Creating a VectorSpace

This guide explains the requirements for creating a class that satisfies the VectorSpace concept. In GTSAM, a VectorSpace is a specialized AdditiveGroup that adds the notion of scalar multiplication and a vector norm. This is the concept that should be satisfied by types that behave like mathematical vectors.

Prerequisite: Please read Guide to Creating a Group, as a VectorSpace must first fulfill all the requirements of an AdditiveGroup.

1. The Core Idea: Scalable Vectors¶

A VectorSpace builds directly upon the AdditiveGroup concept. It represents objects that can be added and subtracted, but with one crucial addition: they can be scaled by a scalar value (a double). This allows for operations like 0.5 * v, which are fundamental in optimization and linear algebra.

2. Minimal Implementation Requirements¶

To be a VectorSpace, your class must first implement everything required by AdditiveGroup and Testable, plus a few new methods.

A AdditiveGroup Requirements (A Brief Recap)¶

Your class must provide:

• A static Identity method (returning the zero vector).

• An operator+ for composition (vector addition).

• A binary operator- for Between (vector subtraction).

• A unary operator- for Inverse (vector negation).

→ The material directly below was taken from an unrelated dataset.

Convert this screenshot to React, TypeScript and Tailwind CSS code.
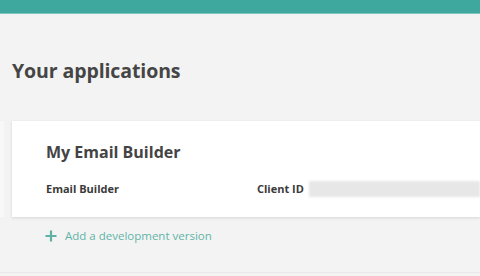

B New VectorSpace Requirements¶

In addition to the group operations, your class must provide:

• Scalar Multiplication: An operator* that takes a double as the first argument and your class type as the second.

• Dimension: An instance method dim() that returns the dimension of the vector as an int or size_t. This is required for both fixed-size and dynamically-sized vector spaces.

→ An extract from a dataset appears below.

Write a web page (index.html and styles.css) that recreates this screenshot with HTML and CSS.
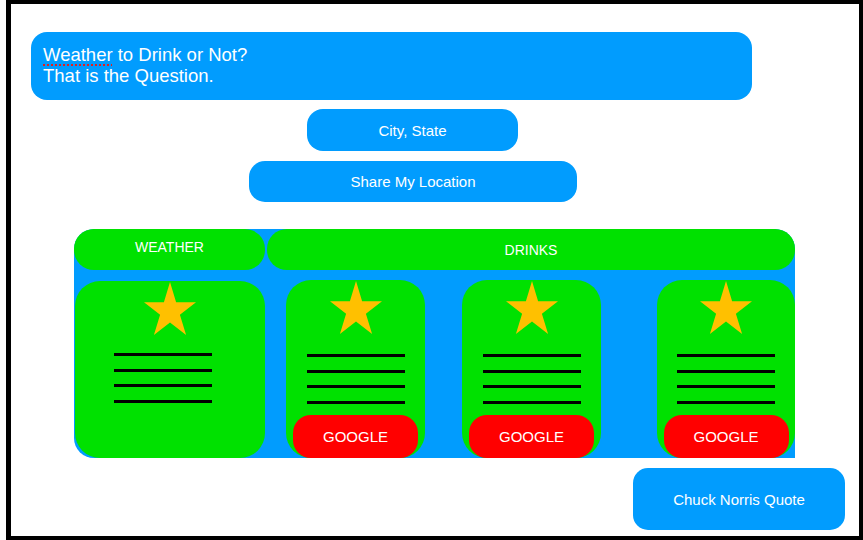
FILE: index.html
```html
<!DOCTYPE html>
<html lang="en">
  <head>
    <meta charset="UTF-8" />
    <meta name="viewport" content="width=device-width, initial-scale=1.0" />
    <title>Weather to Drink or Not?</title>
    <link rel="stylesheet" href="styles.css">
  </head>
  <body>
    <div class="frame">
      <div class="title-box">
        <span class="misspelled">Weather</span> to Drink or Not?<br />
        That is the Question.
      </div>

      <button class="pill city-btn" type="button">City, State</button>
      <button class="pill share-btn" type="button">Share My Location</button>

      <div class="results">
        <!-- weather column -->
        <div class="weather-col">
          <div class="col-header">WEATHER</div>
          <div class="card weather-card">
            <svg class="star" viewBox="0 0 52 53"><polygon points="26,0 32.1,20.2 52,20.2 35.9,32.8 42.1,53 26,40.5 9.9,53 16.1,32.8 0,20.2 19.9,20.2" /></svg>
            <div class="lines">
              <span></span><span></span><span></span><span></span>
            </div>
          </div>
        </div>

        <!-- drinks column -->
        <div class="drinks-col">
          <div class="col-header drinks-header">DRINKS</div>
          <div class="drink-row">
            <div class="card drink-card">
              <svg class="star" viewBox="0 0 52 53"><polygon points="26,0 32.1,20.2 52,20.2 35.9,32.8 42.1,53 26,40.5 9.9,53 16.1,32.8 0,20.2 19.9,20.2" /></svg>
              <div class="lines">
                <span></span><span></span><span></span><span></span>
              </div>
              <button class="google-btn" type="button">GOOGLE</button>
            </div>
            <div class="card drink-card">
              <svg class="star" viewBox="0 0 52 53"><polygon points="26,0 32.1,20.2 52,20.2 35.9,32.8 42.1,53 26,40.5 9.9,53 16.1,32.8 0,20.2 19.9,20.2" /></svg>
              <div class="lines">
                <span></span><span></span><span></span><span></span>
              </div>
              <button class="google-btn" type="button">GOOGLE</button>
            </div>
            <div class="card drink-card last-card">
              <svg class="star" viewBox="0 0 52 53"><polygon points="26,0 32.1,20.2 52,20.2 35.9,32.8 42.1,53 26,40.5 9.9,53 16.1,32.8 0,20.2 19.9,20.2" /></svg>
              <div class="lines">
                <span></span><span></span><span></span><span></span>
              </div>
              <button class="google-btn" type="button">GOOGLE</button>
            </div>
          </div>
        </div>
      </div>

      <button class="pill quote-btn" type="button">Chuck Norris Quote</button>
    </div>
  </body>
</html>
```

FILE: styles.css
```css
body {
  margin: 0;
  font-family: "Liberation Sans", Arial, sans-serif;
  background: #fff;
}
.frame {
  box-sizing: border-box;
  margin-left: 6px;
  width: 857px;
  height: 540px;
  border: 4px solid #000;
  border-left-width: 5px;
  display: flex;
  flex-direction: column;
  align-items: flex-start;
}
.title-box {
  box-sizing: border-box;
  margin-top: 28px;
  margin-left: 20px;
  width: 721px;
  height: 68px;
  padding: 12px 12px;
  background-color: #019cfe;
  border-radius: 16px;
  color: #fff;
  font-size: 18.5px;
  line-height: 21px;
}
.misspelled {
  text-decoration: underline dotted #e02020;
  text-decoration-thickness: 2px;
  text-underline-offset: 3px;
}
.pill {
  border: none;
  background-color: #019cfe;
  color: #fff;
  font-family: "Liberation Sans", Arial, sans-serif;
  font-size: 15px;
  border-radius: 16px;
  padding: 0;
  cursor: pointer;
}
.city-btn {
  margin-top: 9px;
  margin-left: 296px;
  width: 211px;
  height: 42px;
}
.share-btn {
  margin-top: 10px;
  margin-left: 238px;
  width: 328px;
  height: 41px;
}
.quote-btn {
  margin-top: 10px;
  margin-left: 622px;
  width: 212px;
  height: 62px;
  border-radius: 15px;
}
.results {
  margin-top: 27px;
  margin-left: 63px;
  width: 721px;
  height: 229px;
  background-color: #019cfe;
  border-radius: 20px 20px 0 20px;
  display: flex;
  gap: 2px;
}
.weather-col {
  width: 191px;
  display: flex;
  flex-direction: column;
}
.drinks-col {
  width: 528px;
  display: flex;
  flex-direction: column;
}
.col-header {
  height: 41px;
  background-color: #00e100;
  border-radius: 20px;
  color: #fff;
  font-size: 14px;
  display: flex;
  align-items: center;
  justify-content: center;
  padding-bottom: 6px;
  box-sizing: border-box;
}
.drinks-header {
  padding-bottom: 0;
}
.card {
  background-color: #00e100;
  border-radius: 25px;
  display: flex;
  flex-direction: column;
  align-items: center;
}
.weather-card {
  margin-top: 11px;
  margin-left: 1px;
  height: 177px;
}
.weather-card .lines {
  margin-right: 14px;
}
.drink-row {
  margin-top: 10px;
  padding-left: 19px;
  display: flex;
  gap: 37px;
}
.drink-card {
  width: 139px;
  height: 178px;
}
.last-card {
  margin-left: auto;
  width: 138px;
}
.star {
  width: 52px;
  height: 53px;
  margin-top: 1px;
  fill: #ffc000;
}
.lines {
  margin-top: 18px;
  width: 98px;
  display: flex;
  flex-direction: column;
  gap: 12.5px;
}
.drink-card .lines {
  margin-top: 20px;
}
.lines span {
  display: block;
  height: 3px;
  background-color: #000;
}
.google-btn {
  margin-top: auto;
  width: 125px;
  height: 43px;
  border: none;
  border-radius: 18px;
  background-color: #ff0000;
  color: #fff;
  font-family: "Liberation Sans", Arial, sans-serif;
  font-size: 15px;
  padding: 0;
  cursor: pointer;
}
```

• Dot Product: An instance method dot that computes the dot product with another instance of the class.

• Norm: An instance method norm that computes the L2 norm of the vector.

C Testable Prerequisite¶

As with all concepts, you must also provide:

• A print method.

• An equals method.

3. Linking Your Class to GTSAM (The traits Specialization)¶

To register your class as a VectorSpace, you specialize the gtsam::traits struct for your class. This specialization must inherit from the internal::VectorSpace<MyVectorSpace> helper. This helper bundles the AdditiveGroup and Testable traits and adds the vector_space_tag.

You will add a specialization of traits<MyVectorSpace> in the gtsam namespace that inherits from internal::VectorSpace<MyVectorSpace>.

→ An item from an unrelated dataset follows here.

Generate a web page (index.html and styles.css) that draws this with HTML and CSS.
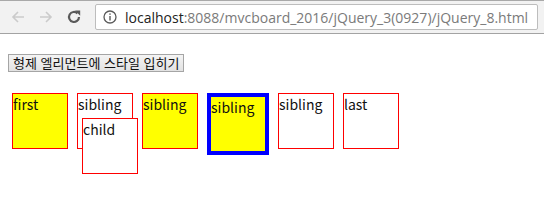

4. Built-in Support for Common Types¶

A key feature of VectorSpace.h is that it already provides complete VectorSpace implementations for some common C++ and Eigen types. You do not need to write a custom class or traits specialization if you are using any of the following:

• Primitive Scalar Types: double and float are automatically treated as 1D vector spaces.

• Fixed-Size Eigen Matrices and Vectors: All fixed-size Eigen types, such as gtsam::Vector3 (Eigen::Vector3d), gtsam::Matrix2 (Eigen::Matrix2d), etc., are treated as vector spaces where the dimension is the total number of elements (e.g., a 2x3 matrix has dimension 6).

• Dynamically-Sized Eigen Matrices and Vectors: All dynamically-sized Eigen types, including gtsam::Vector (Eigen::VectorXd) and Eigen::MatrixXd, are fully supported.

This built-in support means you can use Eigen types directly in GTSAM algorithms that require a VectorSpace without any extra setup.

5. Concept Checking¶

To verify that your custom implementation is correct, add the GTSAM_CONCEPT_VECTOR_SPACE_INST macro to your unit test file. This will cause a compile-time error if any of the requirements for a VectorSpace (including AdditiveGroup and Testable) are not met.